=== Instruction ===
Pick out each line containing the string "page" and copy it.
- - - -
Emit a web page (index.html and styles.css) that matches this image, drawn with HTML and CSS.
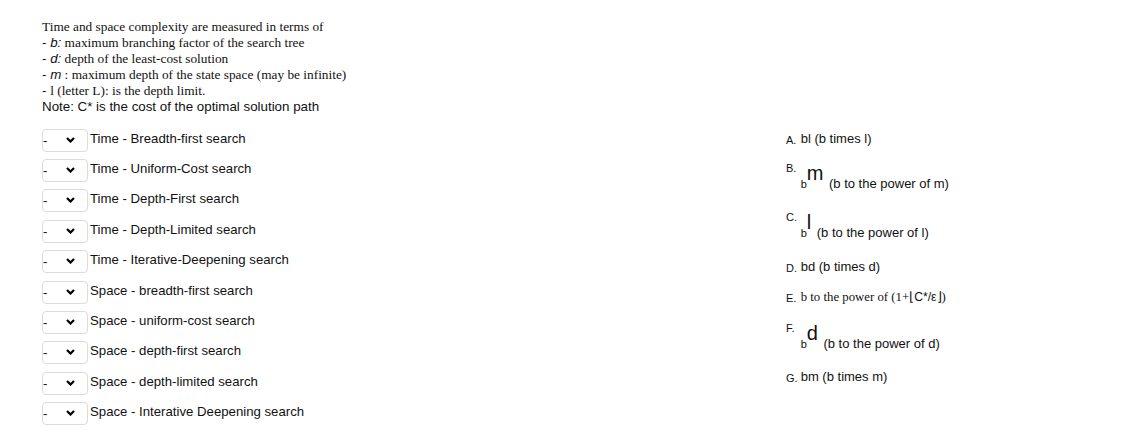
FILE: index.html
```html
<!DOCTYPE html>
<html lang="en">
<head>
    <meta charset="UTF-8">
    <meta name="viewport" content="width=device-width, initial-scale=1.0">
    <title>Search complexity - matching</title>
    <link rel="stylesheet" href="styles.css">
</head>
<body>

    <div class="question">
        <!-- Texte de la question -->
        <div class="prompt">
            <div>Time and space complexity are measured in terms of</div>
            <div><span class="sans">- </span><i class="sans">b:</i> maximum branching factor of the search tree</div>
            <div><span class="sans">- </span><i class="sans">d:</i> depth of the least-cost solution</div>
            <div><span class="sans">- </span><i class="sans">m</i> : maximum depth of the state space (may be infinite)</div>
            <div><span class="sans">- </span>l (letter L): is the depth limit.</div>
            <div class="note">Note: C* is the cost of the optimal solution path</div>
        </div>

        <div class="match">
            <!-- Liste des sous-questions -->
            <div class="stems">
                <div class="stem"><span class="choice"><select><option>-</option></select><svg class="chev" viewBox="0 0 9 6"><polyline points="1,1 4.5,4.5 8,1"/></svg></span><label>Time - Breadth-first search</label></div>
                <div class="stem"><span class="choice"><select><option>-</option></select><svg class="chev" viewBox="0 0 9 6"><polyline points="1,1 4.5,4.5 8,1"/></svg></span><label>Time - Uniform-Cost search</label></div>
                <div class="stem"><span class="choice"><select><option>-</option></select><svg class="chev" viewBox="0 0 9 6"><polyline points="1,1 4.5,4.5 8,1"/></svg></span><label>Time - Depth-First search</label></div>
                <div class="stem"><span class="choice"><select><option>-</option></select><svg class="chev" viewBox="0 0 9 6"><polyline points="1,1 4.5,4.5 8,1"/></svg></span><label>Time - Depth-Limited search</label></div>
                <div class="stem"><span class="choice"><select><option>-</option></select><svg class="chev" viewBox="0 0 9 6"><polyline points="1,1 4.5,4.5 8,1"/></svg></span><label>Time - Iterative-Deepening search</label></div>
                <div class="stem"><span class="choice"><select><option>-</option></select><svg class="chev" viewBox="0 0 9 6"><polyline points="1,1 4.5,4.5 8,1"/></svg></span><label>Space - breadth-first search</label></div>
                <div class="stem"><span class="choice"><select><option>-</option></select><svg class="chev" viewBox="0 0 9 6"><polyline points="1,1 4.5,4.5 8,1"/></svg></span><label>Space - uniform-cost search</label></div>
                <div class="stem"><span class="choice"><select><option>-</option></select><svg class="chev" viewBox="0 0 9 6"><polyline points="1,1 4.5,4.5 8,1"/></svg></span><label>Space - depth-first search</label></div>
                <div class="stem"><span class="choice"><select><option>-</option></select><svg class="chev" viewBox="0 0 9 6"><polyline points="1,1 4.5,4.5 8,1"/></svg></span><label>Space - depth-limited search</label></div>
                <div class="stem"><span class="choice"><select><option>-</option></select><svg class="chev" viewBox="0 0 9 6"><polyline points="1,1 4.5,4.5 8,1"/></svg></span><label>Space - Interative Deepening search</label></div>
            </div>

            <!-- Liste des reponses -->
            <div class="answers">
                <div class="answer"><span class="letter">A.</span><span class="text">bl (b times l)</span></div>
                <div class="answer power"><span class="letter">B.</span><span class="text"><span class="base">b</span><sup>m</sup>(b to the power of m)</span></div>
                <div class="answer power"><span class="letter">C.</span><span class="text"><span class="base">b</span><sup>l</sup>(b to the power of l)</span></div>
                <div class="answer"><span class="letter">D.</span><span class="text">bd (b times d)</span></div>
                <div class="answer"><span class="letter">E.</span><span class="text serif">b to the power of (1+⌊<span class="sans">C*/ε</span>⌋)</span></div>
                <div class="answer power"><span class="letter">F.</span><span class="text"><span class="base">b</span><sup>d</sup>(b to the power of d)</span></div>
                <div class="answer"><span class="letter">G.</span><span class="text">bm (b times m)</span></div>
            </div>
        </div>
    </div>

</body>
</html>
```

FILE: styles.css
```css
/* Style general */
body {
    margin: 0;
    padding: 19px 0 0 42px;
    background: #fff;
    color: #111;
    font-family: "Liberation Sans", Arial, sans-serif;
    font-size: 13px;
}
.sans {
    font-family: "Liberation Sans", Arial, sans-serif;
}
.serif {
    font-family: "Liberation Serif", "Times New Roman", serif;
}

/* Enonce */
.prompt {
    font-family: "Liberation Serif", "Times New Roman", serif;
    font-size: 13.33px;
    line-height: 16px;
}
.prompt i {
    font-style: italic;
}
.note {
    font-family: "Liberation Sans", Arial, sans-serif;
    line-height: 15.7px;
}

/* Grille des associations */
.match {
    display: grid;
    grid-template-columns: 744px auto;
    margin-top: 14px;
}
.stems {
    display: flex;
    flex-direction: column;
    gap: 7.4px;
}
.stem {
    display: flex;
    align-items: flex-start;
    height: 23px;
}
.choice {
    position: relative;
    display: block;
}
select {
    appearance: none;
    -webkit-appearance: none;
    display: block;
    width: 46px;
    height: 23px;
    margin: 0;
    padding: 0;
    border: 1px solid #dcdcdc;
    border-radius: 4px;
    background: #fff;
    color: #111;
    font-family: "Liberation Sans", Arial, sans-serif;
    font-size: 13px;
}
/* chevron du menu deroulant */
.chev {
    position: absolute;
    left: 23.5px;
    top: 8px;
    width: 9px;
    height: 6px;
    pointer-events: none;
}
.chev polyline {
    fill: none;
    stroke: #000;
    stroke-width: 2.2;
}
.stem label {
    margin-left: 2px;
    padding-top: 1px;
    line-height: 17px;
    font-size: 13.2px;
}

/* Reponses */
.answers {
    display: flex;
    flex-direction: column;
    gap: 16.5px;
    padding-top: 2px;
}
.answer {
    display: flex;
    align-items: baseline;
    height: 15px;
    line-height: 15px;
}
.letter {
    width: 14.7px;
    flex: none;
    font-size: 11px;
    position: relative;
    top: 1px;
}
.answer .serif {
    font-size: 12.8px;
}
.answer .serif .sans {
    font-size: 12.2px;
}
.power {
    align-items: flex-start;
    height: 31px;
}
.power + .power {
    margin-top: 1.5px;
}
.power .letter {
    top: 0;
    line-height: 13px;
}
.power .text {
    padding-top: 1px;
}
.base {
    font-size: 11px;
}
sup {
    font-size: 20px;
    line-height: 20px;
    vertical-align: 8px;
    margin-right: 5.5px;
}
```
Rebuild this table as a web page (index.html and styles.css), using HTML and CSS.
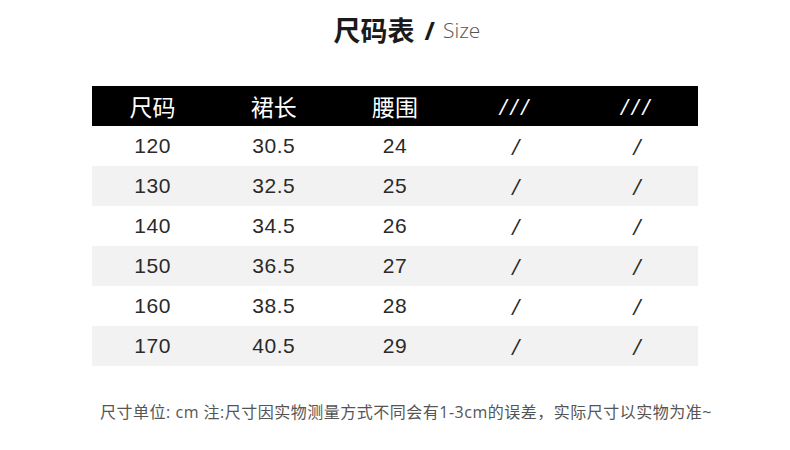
FILE: index.html
```
<!DOCTYPE html>
<html lang="zh">
<head>
<meta charset="utf-8">
<link rel="stylesheet" href="styles.css">
</head>
<body>
<div class="page">
  <h1 class="title"><span class="cn">尺码表</span><span class="slash">/</span><span class="en">Size</span></h1>
  <div class="table">
    <div class="row head"><div>尺码</div><div>裙长</div><div>腰围</div><div class="sl">///</div><div class="sl">///</div></div>
    <div class="row"><div>120</div><div>30.5</div><div>24</div><div class="sl">/</div><div class="sl">/</div></div>
    <div class="row alt"><div>130</div><div>32.5</div><div>25</div><div class="sl">/</div><div class="sl">/</div></div>
    <div class="row"><div>140</div><div>34.5</div><div>26</div><div class="sl">/</div><div class="sl">/</div></div>
    <div class="row alt"><div>150</div><div>36.5</div><div>27</div><div class="sl">/</div><div class="sl">/</div></div>
    <div class="row"><div>160</div><div>38.5</div><div>28</div><div class="sl">/</div><div class="sl">/</div></div>
    <div class="row alt"><div>170</div><div>40.5</div><div>29</div><div class="sl">/</div><div class="sl">/</div></div>
  </div>
  <p class="note">尺寸单位: cm 注:尺寸因实物测量方式不同会有1-3cm的误差，实际尺寸以实物为准~</p>
</div>
</body>
</html>
```
FILE: styles.css
```
html, body { margin: 0; padding: 0; background: #fff; }
.page { width: 790px; height: 450px; overflow: hidden; font-family: "Liberation Sans", "Noto Sans CJK SC", sans-serif; }
.title { margin: 0; height: 59px; display: flex; justify-content: center; align-items: center; gap: 10px; font-weight: normal; padding-left: 24px; box-sizing: border-box; }
.title .cn { font-family: "Noto Sans CJK SC", sans-serif; font-weight: 700; font-size: 27px; color: #1a1a1a; }
.title .slash { font-family: "Noto Sans", sans-serif; font-weight: 700; font-size: 25px; color: #1a1a1a; }
.title .en { font-family: "Open Sans", sans-serif; font-weight: 300; font-size: 21px; color: #555; margin-left: -2px; }
.table { margin: 27px 0 0 92px; width: 606px; }
.row { display: grid; grid-template-columns: repeat(5, 1fr); height: 40px; align-items: center; text-align: center; font-size: 21px; color: #2a2a2a; letter-spacing: 0.5px; }
.row.alt { background: #f2f2f2; }
.row.head { background: #000; color: #fff; font-family: "Noto Sans CJK SC", sans-serif; font-size: 23px; letter-spacing: 0; }
.row .sl { font-family: "DejaVu Sans", sans-serif; font-style: italic; font-size: 20px; }
.row.head .sl { letter-spacing: 4px; font-weight: 300; }
.note { margin: 33px 0 0 0; padding-left: 22px; text-align: center; font-family: "Open Sans", "Noto Sans CJK SC", sans-serif; font-size: 16px; letter-spacing: 0.5px; color: #555; }
```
- - - -
=== Task solution ===
Emit a web page (index.html and styles.css) that matches this image, drawn with HTML and CSS.
Rebuild this table as a web page (index.html and styles.css), using HTML and CSS.
<div class="page">
.page { width: 790px; height: 450px; overflow: hidden; font-family: "Liberation Sans", "Noto Sans CJK SC", sans-serif; }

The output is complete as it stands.